Published by the Students of Johns Hopkins since 1896
April 26, 2024

Oil: Is it black gold, or liquid misery? - We're Left, They're Wrong

By Charles Donefer | April 17, 2003

Picture yourself for a minute as a poor citizen of a poor country. You rely on sustenance farming to feed your family. Uneducated and lacking access to healthcare, you toil on property to which you hold no legal title under the rule of a corrupt government with only some of the ornamental trappings of democracy. Then one day, as you are digging, a thick, black liquid gurgles up from the ground. Like a third-world Beverly Hillbillies, you've struck oil. However, unlike the Clampetts, you'll have a lot more to worry about than culture shock and the faux-pas of leaving junk on your well-manicured lawn. In fact, it might even be in your best interest to hide the oil find, considering what oil does to the governments of poor countries.

Although oil that gurgles up from the ground has mostly been exploited, new technology has driven a series of large oil finds over the last few years, potentially lessening our dependence on oil from the Middle East and pushing back the day when the world's gas pumps permanently run out. The United States imports 16 percent of its oil from West Africa and is expected to increase that share to 25 percent by 2015. Much of this oil is coming from small, poor nations who have discovered it only recently. For example, Equatorial Guinea, a nation of fewer than one million people, produces 250,000 barrels of oil a day, which is more oil per person than Saudi Arabia.

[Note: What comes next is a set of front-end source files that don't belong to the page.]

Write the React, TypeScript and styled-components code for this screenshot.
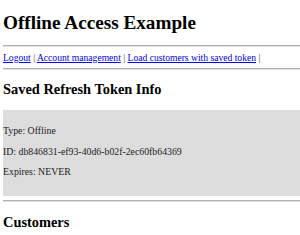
import React from 'react';
import styled, { createGlobalStyle } from 'styled-components';

const GlobalStyle = createGlobalStyle`
  html, body {
    margin: 0;
    padding: 0;
    background: #ffffff;
  }
  body {
    font-family: "Liberation Serif", "Times New Roman", serif;
    font-size: 9.6px;
    color: #000000;
  }
`;

const Page = styled.div`
  padding: 0 0 0 3px;
  display: flow-root;
`;

const Title = styled.h1`
  font-size: 19.2px;
  font-weight: bold;
  margin: 12px 0 11px;
`;

const Rule = styled.hr`
  margin: 4.8px 0;
  border: 0;
  border-top: 1px solid #b0b0b0;
  border-bottom: 1px solid #e2e2e2;
`;

const Menu = styled.div`
  margin: 0;
`;

const MenuLink = styled.a`
  color: #0000ee;
  text-decoration: underline;
`;

const Sep = styled.span`
  color: #444444;
`;

const Heading = styled.h2`
  font-size: 14.4px;
  font-weight: bold;
  margin: 11.5px 0 12px;
`;

const InfoBox = styled.div`
  background: #dddddd;
  padding: 6px 0 9px;
  display: flow-root;
`;

const InfoLine = styled.p`
  margin: 9.4px 0;
  font-size: 9.8px;
  color: #222222;
`;

const links = ['Logout', 'Account management', 'Load customers with saved token'];

export default function App() {
  return (
    <>
      <GlobalStyle />
      <Page>
        <Title>Offline Access Example</Title>
        <Rule />
        <Menu>
          {links.map((l) => (
            <React.Fragment key={l}>
              <MenuLink href="#">{l}</MenuLink> <Sep>|</Sep>{' '}
            </React.Fragment>
          ))}
        </Menu>
        <Rule />
        <Heading>Saved Refresh Token Info</Heading>
        <InfoBox>
          <InfoLine>Type: Offline</InfoLine>
          <InfoLine>ID: db846831-ef93-40d6-b02f-2ec60fb64369</InfoLine>
          <InfoLine>Expires: NEVER</InfoLine>
        </InfoBox>
        <Rule />
        <Heading>Customers</Heading>
      </Page>
    </>
  );
}
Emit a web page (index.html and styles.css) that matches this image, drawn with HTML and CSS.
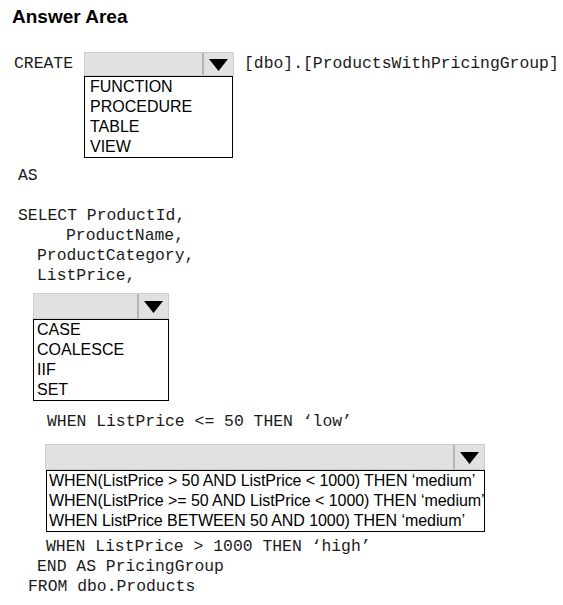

Despite high oil prices and such a large volume of oil in comparison to its population, most Equatorial Guineans have not benefited from the tremendous wealth being extracted from their territorial waters. To be sure, improvements have been made to the properties occupied by President Teodoro Obiang and his clan. His electoral standing has also improved -- he received 97 percent of the vote in a recent election. Needless to say, his high vote tallies are a result of vote-buying, poll-rigging and the mass-jailing of political opponents.

Since the deep-sea drilling required the expertise of foreign oil conglomerates, companies were brought in to do the extracting and shipping. ExxonMobil and Ocean Energy struck oil, not an Equatorial Guinean peasant. Since foreign companies are striking oil in the water or in countries with poorly defined property rights, oil royalties flow only to the government, where it is dispersed at the whim of governments. Did you ever wonder why most of the world's remaining monarchies, such as Saudi Arabia and Kuwait, are oil-producing countries? It is because oil allows governments to rely on something other than taxes on citizens for revenue, allowing the princes to buy off or repress any opposition and keep their countries in a permanent feudal state.

Instead of the widespread wealth created by small business or improved farming techniques, oil wealth is extremely concentrated in the hands of the very few, who are almost always corrupted by this wealth. Even when it is self-evident that an economy needs serious reforms, oil provides a fiscal buffer for government revenue that makes it easier to ignore chaos in the private sector. In Nigeria, which is one of the top five exporters of oil to the United States, there was a gasoline shortage last week. Civil unrest caused by unhappiness on the part of the citizens of the oil-producing regions who have seen very little improvement in their standard of living caused a decrease in production. The cost for filling stations to obtain gasoline went up, but price caps on the retail price of gas, a vestige of socialism, made it illegal to raise prices. Predictably, massive shortages occurred, making Lagos' notorious traffic even worse than usual and generating a ready market for bribes to policemen who can allow drivers to cut in line.

If the domestic rot created by oil wealth wasn't bad enough, the dependence on one revenue source has even larger repercussions. Since oil wealth in poor countries flows directly to governments in the form of royalties, planning ministries have no incentive to develop a diversified economy with robust agricultural, industrial and service sectors -- treasuries are completely beholden to oil revenues. This becomes problematic when the price of oil drops on the world market, which is does quite often. As the oil shocks of the 1970's subsided and the price of oil plummeted, many governments who were depended solely on oil had a tough time paying their bills. Mexico, which isn't as dependant on oil as many other countries but still depends on it for a large portion of its foreign exchange, went through well-publicized debt crises.

Far from being any nation's savior, oil has been little more than a corrupting influence for those unlucky enough to find it. Therefore, as we "liberate oil wells for democracy" in Iraq, we should make sure that the Iraqi government controls oil resources, not the other way around.